**TO DO:** Copy each line below exactly and leave the pictures out.

>> BEGIN

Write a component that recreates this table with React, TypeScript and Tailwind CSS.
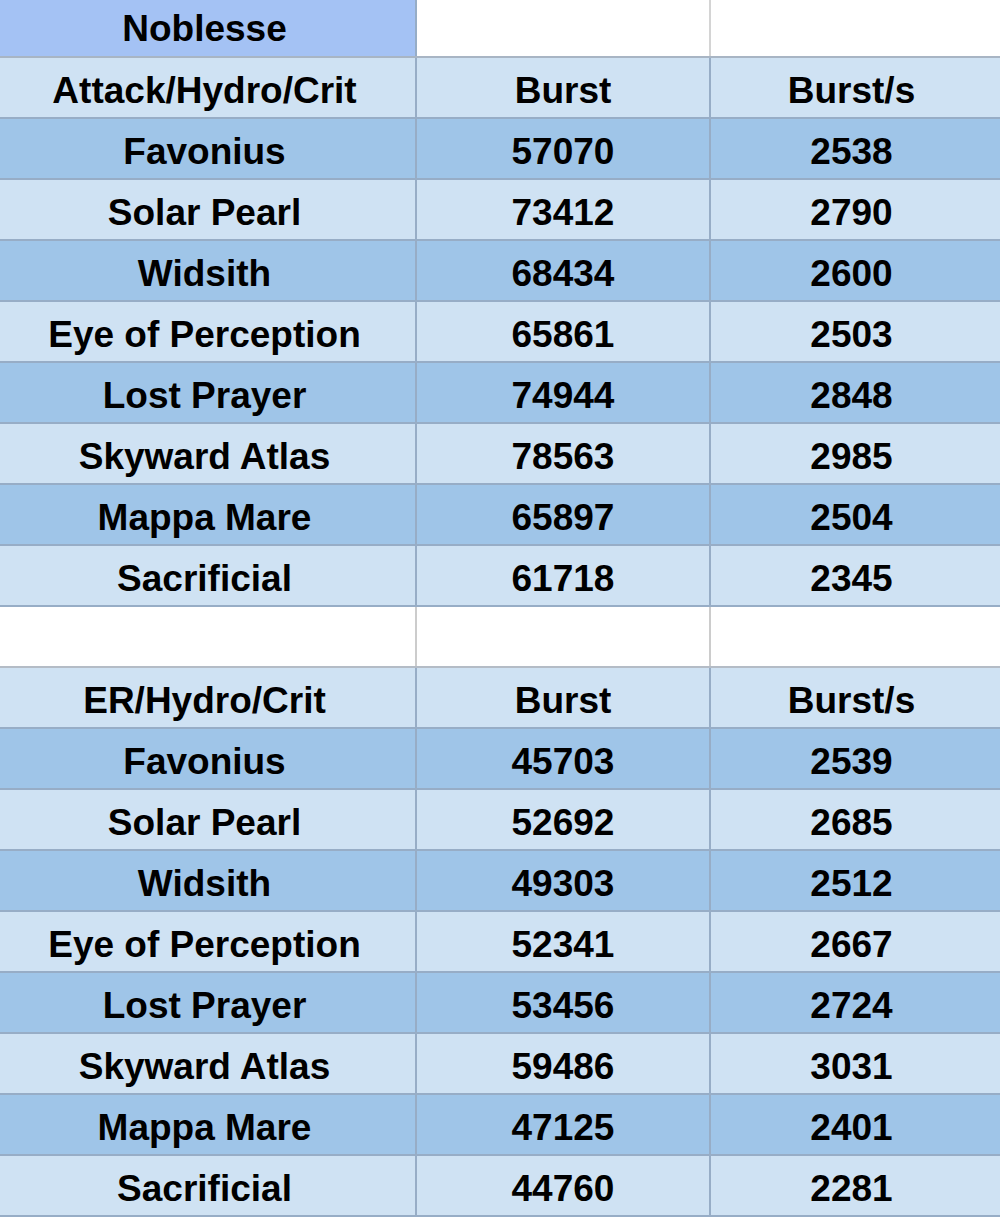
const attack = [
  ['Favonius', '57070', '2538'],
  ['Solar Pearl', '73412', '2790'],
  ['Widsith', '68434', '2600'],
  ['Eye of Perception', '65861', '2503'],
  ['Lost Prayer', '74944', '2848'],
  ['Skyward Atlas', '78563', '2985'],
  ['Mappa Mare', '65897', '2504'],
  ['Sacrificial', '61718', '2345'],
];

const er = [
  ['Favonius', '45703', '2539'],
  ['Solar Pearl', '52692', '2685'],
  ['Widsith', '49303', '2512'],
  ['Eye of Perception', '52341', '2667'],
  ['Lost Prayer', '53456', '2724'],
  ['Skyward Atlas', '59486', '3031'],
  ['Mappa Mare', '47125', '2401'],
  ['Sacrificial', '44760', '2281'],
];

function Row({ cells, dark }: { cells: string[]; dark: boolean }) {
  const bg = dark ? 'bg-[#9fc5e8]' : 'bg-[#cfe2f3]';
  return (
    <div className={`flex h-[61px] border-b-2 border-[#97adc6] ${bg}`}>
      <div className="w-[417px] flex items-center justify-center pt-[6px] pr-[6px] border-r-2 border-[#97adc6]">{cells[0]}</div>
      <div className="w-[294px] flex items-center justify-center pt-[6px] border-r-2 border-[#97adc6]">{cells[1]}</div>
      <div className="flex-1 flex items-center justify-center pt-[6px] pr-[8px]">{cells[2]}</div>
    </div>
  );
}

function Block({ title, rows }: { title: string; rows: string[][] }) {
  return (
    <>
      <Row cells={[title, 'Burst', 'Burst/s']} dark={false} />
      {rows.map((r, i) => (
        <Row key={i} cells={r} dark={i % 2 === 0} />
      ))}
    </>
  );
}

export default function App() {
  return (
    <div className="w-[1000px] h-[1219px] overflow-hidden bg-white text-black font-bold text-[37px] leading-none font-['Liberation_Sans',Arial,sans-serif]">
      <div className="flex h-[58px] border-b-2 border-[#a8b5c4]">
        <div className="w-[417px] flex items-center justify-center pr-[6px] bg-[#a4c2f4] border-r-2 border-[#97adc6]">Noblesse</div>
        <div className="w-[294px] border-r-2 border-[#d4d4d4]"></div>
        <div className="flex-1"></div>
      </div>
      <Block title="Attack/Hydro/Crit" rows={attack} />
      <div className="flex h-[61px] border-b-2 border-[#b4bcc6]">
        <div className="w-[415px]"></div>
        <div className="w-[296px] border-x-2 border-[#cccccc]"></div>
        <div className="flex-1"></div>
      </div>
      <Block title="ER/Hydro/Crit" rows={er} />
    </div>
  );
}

>> END

**WRITTEN ANSWER:**
Write a component that recreates this table with React, TypeScript and Tailwind CSS.
const attack = [
  ['Favonius', '57070', '2538'],
  ['Solar Pearl', '73412', '2790'],
  ['Widsith', '68434', '2600'],
  ['Eye of Perception', '65861', '2503'],
  ['Lost Prayer', '74944', '2848'],
  ['Skyward Atlas', '78563', '2985'],
  ['Mappa Mare', '65897', '2504'],
  ['Sacrificial', '61718', '2345'],
];

const er = [
  ['Favonius', '45703', '2539'],
  ['Solar Pearl', '52692', '2685'],
  ['Widsith', '49303', '2512'],
  ['Eye of Perception', '52341', '2667'],
  ['Lost Prayer', '53456', '2724'],
  ['Skyward Atlas', '59486', '3031'],
  ['Mappa Mare', '47125', '2401'],
  ['Sacrificial', '44760', '2281'],
];

function Row({ cells, dark }: { cells: string[]; dark: boolean }) {
  const bg = dark ? 'bg-[#9fc5e8]' : 'bg-[#cfe2f3]';
  return (
    <div className={`flex h-[61px] border-b-2 border-[#97adc6] ${bg}`}>
      <div className="w-[417px] flex items-center justify-center pt-[6px] pr-[6px] border-r-2 border-[#97adc6]">{cells[0]}</div>
      <div className="w-[294px] flex items-center justify-center pt-[6px] border-r-2 border-[#97adc6]">{cells[1]}</div>
      <div className="flex-1 flex items-center justify-center pt-[6px] pr-[8px]">{cells[2]}</div>
    </div>
  );
}

function Block({ title, rows }: { title: string; rows: string[][] }) {
  return (
    <>
      <Row cells={[title, 'Burst', 'Burst/s']} dark={false} />
      {rows.map((r, i) => (
        <Row key={i} cells={r} dark={i % 2 === 0} />
      ))}
    </>
  );
}

export default function App() {
  return (
    <div className="w-[1000px] h-[1219px] overflow-hidden bg-white text-black font-bold text-[37px] leading-none font-['Liberation_Sans',Arial,sans-serif]">
      <div className="flex h-[58px] border-b-2 border-[#a8b5c4]">
        <div className="w-[417px] flex items-center justify-center pr-[6px] bg-[#a4c2f4] border-r-2 border-[#97adc6]">Noblesse</div>
        <div className="w-[294px] border-r-2 border-[#d4d4d4]"></div>
        <div className="flex-1"></div>
      </div>
      <Block title="Attack/Hydro/Crit" rows={attack} />
      <div className="flex h-[61px] border-b-2 border-[#b4bcc6]">
        <div className="w-[415px]"></div>
        <div className="w-[296px] border-x-2 border-[#cccccc]"></div>
        <div className="flex-1"></div>
      </div>
      <Block title="ER/Hydro/Crit" rows={er} />
    </div>
  );
}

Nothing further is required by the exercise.